One of the most bizarre sections of this law proclaims that "the state may deduct from any monetary obligation [read "award of §1983 monetary damages"] owed to an incarcerated person: the cost of incarceration..." and any "court fees, court costs, or other costs" which remain unpaid. In other words, if a prisoner sues the TDCJ for having his dental and/or skeletal architecture rearranged by the boots and batons of TDCJ guards, and is awarded damages by the court, the TDCJ can suddenly determine that the prisoner should be singled out to be have "cost of corrections" assessed against him. [Courts have already ruled such a provision unconstitutional, Hankins v. Finnel , 964 F.2d 853 (8th Cir. 1992)].
Almost identical legislation was passed last year in Iowa, Arizona, Indiana, and is under consideration (or has been passed) in a number of other states. How is it that so many widely scattered states can all come up with almost identical legislation simultaneously? And why is it that all of this anti-litigation legislation sounds like it sprang from an assistant attorney general's wet dream? Enter the National Association of Attorney's General (NAAG).
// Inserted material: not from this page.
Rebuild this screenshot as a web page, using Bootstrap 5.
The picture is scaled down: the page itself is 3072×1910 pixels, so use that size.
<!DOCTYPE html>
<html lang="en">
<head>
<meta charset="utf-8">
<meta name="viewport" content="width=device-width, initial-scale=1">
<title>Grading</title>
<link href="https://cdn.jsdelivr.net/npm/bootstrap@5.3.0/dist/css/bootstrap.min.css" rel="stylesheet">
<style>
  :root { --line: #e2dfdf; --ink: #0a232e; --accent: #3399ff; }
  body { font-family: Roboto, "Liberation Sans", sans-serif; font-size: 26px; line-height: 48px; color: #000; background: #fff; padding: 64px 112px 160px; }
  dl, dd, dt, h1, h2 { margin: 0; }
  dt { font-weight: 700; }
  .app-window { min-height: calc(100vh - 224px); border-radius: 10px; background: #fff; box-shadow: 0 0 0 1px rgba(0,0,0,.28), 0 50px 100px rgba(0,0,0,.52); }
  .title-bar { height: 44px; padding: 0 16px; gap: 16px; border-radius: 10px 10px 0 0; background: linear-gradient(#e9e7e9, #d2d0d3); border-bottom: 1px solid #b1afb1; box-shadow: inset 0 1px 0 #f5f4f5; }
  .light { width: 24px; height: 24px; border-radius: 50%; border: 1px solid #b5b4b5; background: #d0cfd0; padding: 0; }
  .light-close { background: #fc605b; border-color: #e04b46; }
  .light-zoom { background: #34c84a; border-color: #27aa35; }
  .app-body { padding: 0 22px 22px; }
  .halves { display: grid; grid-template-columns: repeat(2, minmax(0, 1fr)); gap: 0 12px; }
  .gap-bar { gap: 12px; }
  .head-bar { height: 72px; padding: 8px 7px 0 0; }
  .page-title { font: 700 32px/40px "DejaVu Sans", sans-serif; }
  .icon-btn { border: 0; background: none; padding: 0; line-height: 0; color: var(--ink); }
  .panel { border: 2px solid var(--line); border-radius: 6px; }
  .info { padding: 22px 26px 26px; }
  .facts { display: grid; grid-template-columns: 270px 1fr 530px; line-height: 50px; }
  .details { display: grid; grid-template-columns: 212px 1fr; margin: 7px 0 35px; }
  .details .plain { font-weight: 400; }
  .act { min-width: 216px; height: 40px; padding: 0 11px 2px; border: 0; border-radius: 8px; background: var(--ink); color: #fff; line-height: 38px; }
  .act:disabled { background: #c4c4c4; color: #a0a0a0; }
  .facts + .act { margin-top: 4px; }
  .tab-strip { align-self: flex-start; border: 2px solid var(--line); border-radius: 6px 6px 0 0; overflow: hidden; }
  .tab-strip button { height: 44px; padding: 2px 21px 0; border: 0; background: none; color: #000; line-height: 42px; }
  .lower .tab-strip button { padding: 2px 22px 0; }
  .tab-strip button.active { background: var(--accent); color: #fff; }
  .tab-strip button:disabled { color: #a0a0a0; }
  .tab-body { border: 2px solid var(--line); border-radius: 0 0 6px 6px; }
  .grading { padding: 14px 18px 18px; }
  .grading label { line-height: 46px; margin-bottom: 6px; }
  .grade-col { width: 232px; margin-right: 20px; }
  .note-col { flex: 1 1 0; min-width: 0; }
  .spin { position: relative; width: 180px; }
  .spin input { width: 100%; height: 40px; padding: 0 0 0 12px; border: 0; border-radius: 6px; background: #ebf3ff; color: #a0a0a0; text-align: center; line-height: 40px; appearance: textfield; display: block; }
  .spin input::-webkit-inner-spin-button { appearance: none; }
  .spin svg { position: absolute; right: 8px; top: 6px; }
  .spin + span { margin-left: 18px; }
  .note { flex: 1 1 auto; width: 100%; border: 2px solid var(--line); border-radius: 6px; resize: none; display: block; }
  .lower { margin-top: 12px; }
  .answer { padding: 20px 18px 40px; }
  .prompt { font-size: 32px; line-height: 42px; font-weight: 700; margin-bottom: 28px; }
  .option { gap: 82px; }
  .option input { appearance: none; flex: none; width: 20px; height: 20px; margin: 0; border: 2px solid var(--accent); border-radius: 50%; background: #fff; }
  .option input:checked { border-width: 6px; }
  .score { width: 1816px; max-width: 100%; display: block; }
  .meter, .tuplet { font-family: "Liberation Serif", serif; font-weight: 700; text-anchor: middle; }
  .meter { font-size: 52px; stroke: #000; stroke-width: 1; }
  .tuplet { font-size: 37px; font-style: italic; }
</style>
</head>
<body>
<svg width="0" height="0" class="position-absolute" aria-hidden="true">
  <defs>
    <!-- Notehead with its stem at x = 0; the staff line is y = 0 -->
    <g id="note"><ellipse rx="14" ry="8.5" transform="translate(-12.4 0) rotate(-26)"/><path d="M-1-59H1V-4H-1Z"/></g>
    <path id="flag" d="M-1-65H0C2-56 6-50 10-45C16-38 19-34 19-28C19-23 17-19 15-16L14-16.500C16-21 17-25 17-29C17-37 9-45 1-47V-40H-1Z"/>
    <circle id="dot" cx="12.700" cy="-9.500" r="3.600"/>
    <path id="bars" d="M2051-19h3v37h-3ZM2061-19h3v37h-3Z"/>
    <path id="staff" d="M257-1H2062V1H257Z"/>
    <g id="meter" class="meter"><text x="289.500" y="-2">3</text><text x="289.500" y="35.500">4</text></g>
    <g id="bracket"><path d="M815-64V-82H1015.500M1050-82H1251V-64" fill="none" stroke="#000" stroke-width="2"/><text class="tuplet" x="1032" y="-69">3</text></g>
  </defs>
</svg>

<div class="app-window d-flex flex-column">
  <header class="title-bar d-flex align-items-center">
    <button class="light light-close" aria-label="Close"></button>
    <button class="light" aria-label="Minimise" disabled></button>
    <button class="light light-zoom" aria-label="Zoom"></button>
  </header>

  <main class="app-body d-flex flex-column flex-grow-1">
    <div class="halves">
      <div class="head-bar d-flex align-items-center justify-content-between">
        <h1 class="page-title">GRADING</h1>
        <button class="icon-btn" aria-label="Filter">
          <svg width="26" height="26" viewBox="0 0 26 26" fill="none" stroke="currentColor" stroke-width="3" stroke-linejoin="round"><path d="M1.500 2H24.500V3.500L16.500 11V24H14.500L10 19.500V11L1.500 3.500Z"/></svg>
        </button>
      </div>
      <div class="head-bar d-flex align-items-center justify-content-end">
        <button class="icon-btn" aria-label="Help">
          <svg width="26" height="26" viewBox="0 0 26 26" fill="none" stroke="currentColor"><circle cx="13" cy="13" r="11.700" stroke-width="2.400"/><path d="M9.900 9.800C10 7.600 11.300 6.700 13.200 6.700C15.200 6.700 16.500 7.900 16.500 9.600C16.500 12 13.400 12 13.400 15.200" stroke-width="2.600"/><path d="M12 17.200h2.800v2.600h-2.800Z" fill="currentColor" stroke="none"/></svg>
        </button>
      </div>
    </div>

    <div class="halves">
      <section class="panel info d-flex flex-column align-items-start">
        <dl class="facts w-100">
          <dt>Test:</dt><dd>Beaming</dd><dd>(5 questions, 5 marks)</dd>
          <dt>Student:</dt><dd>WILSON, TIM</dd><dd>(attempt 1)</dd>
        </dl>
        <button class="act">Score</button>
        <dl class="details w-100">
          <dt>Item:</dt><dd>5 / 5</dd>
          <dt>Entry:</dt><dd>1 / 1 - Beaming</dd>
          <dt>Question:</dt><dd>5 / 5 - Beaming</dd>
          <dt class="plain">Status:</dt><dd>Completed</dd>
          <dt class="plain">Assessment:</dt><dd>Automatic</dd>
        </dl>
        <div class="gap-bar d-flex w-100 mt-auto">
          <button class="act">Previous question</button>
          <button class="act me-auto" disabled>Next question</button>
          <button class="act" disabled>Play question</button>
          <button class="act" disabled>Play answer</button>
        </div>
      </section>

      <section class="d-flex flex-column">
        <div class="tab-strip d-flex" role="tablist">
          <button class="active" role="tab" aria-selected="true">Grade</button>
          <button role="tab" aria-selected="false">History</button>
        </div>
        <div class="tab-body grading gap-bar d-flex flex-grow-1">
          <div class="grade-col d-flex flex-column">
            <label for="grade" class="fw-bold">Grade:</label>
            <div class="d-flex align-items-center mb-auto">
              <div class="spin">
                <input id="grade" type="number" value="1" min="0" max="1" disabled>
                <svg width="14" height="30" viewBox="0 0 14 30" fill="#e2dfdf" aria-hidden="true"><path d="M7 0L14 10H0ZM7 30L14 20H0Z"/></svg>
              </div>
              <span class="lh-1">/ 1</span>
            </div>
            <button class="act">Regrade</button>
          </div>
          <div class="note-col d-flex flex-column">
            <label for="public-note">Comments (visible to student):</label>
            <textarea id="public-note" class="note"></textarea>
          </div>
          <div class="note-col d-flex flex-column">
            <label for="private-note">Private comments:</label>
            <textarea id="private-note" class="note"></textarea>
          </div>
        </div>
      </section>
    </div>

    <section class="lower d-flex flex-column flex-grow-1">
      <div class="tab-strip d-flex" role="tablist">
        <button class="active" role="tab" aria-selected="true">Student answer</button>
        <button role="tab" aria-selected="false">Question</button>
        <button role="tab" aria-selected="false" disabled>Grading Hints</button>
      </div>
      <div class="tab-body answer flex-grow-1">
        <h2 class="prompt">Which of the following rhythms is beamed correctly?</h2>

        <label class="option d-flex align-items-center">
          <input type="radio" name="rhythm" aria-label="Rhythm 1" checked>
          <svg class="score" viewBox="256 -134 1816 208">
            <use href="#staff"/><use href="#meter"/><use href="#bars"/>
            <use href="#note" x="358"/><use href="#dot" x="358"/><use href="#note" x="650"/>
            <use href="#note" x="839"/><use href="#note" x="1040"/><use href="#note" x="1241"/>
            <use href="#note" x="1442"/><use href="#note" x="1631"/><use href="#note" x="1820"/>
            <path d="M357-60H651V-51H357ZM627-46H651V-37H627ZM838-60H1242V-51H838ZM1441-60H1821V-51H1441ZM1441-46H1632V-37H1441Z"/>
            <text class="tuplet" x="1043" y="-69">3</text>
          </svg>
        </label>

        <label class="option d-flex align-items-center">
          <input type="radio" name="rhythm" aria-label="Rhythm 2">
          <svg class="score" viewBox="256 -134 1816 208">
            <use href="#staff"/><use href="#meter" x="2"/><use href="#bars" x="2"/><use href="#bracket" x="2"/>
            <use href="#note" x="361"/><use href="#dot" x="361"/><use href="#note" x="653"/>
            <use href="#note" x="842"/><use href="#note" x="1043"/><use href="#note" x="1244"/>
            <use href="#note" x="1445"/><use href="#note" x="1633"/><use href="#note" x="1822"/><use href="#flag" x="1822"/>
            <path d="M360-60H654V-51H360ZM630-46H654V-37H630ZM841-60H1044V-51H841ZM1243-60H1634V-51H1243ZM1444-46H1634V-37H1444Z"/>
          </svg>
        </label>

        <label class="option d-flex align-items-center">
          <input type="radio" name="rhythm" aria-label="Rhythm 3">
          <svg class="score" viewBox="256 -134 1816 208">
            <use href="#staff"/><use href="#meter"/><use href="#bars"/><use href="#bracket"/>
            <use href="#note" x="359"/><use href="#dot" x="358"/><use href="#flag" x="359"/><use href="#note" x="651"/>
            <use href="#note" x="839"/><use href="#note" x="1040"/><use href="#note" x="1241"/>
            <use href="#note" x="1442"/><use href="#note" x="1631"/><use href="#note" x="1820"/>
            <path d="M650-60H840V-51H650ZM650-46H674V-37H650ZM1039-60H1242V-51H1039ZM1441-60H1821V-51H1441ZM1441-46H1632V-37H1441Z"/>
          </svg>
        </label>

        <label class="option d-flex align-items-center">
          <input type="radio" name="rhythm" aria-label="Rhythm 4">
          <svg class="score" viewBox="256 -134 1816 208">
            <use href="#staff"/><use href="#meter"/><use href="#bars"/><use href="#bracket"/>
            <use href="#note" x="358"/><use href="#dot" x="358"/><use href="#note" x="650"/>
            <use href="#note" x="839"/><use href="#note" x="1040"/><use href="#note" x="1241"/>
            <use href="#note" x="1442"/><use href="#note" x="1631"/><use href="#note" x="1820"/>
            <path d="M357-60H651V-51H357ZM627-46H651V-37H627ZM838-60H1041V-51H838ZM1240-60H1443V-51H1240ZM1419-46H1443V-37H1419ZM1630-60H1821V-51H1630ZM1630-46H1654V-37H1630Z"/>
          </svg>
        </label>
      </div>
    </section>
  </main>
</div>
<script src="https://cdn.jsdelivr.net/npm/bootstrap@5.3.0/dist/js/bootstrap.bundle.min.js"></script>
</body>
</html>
As reported in Corrections Managers' Report (Vol. l No. l, June/July 1995), "NAAG, working with a group of assistant attorneys general from around the country who do corrections work, has developed a model federal and state legislation to address the problem of frivolous inmate litigation.... it provides disincentives to bringing frivolous suits, and... provides for: a potential loss of earned release credits if the prisoner is found to have submitted a malicious claim or false testimony; a restoration of partial state immunity from claims for relief of non-serious injury; a provision allowing the state to assess and collect a fee from each prisoner for the annual cost of incarceration and providing for an offset against any judgment the prisoner might obtain." Sound familiar?
What the NAAG has produced is what I refer to "cookie cutter legislation." That is, they have a conference and draw up their legislative wish list. They then employ professionals to convert the wish list into fully complete, "pre-packaged" legislation, and distribute the prepared legislation to the US congress and all fifty state legislatures. The NAAG insures that each legislative body will not only get a copy of the cookie-cutter legislation, but that the proposed legislation will be presented by (and lobbied for by) a local NAAG representative.
If you have not seen this particular cookie being baked in your state legislature, look for it soon. A federal version was included in the U.S. House of Representative's version of the crime bill, however most of the provisions were removed in conference committee and not included in the final bill. They are being repackaged, however, as part of the GOP's "Contract On America."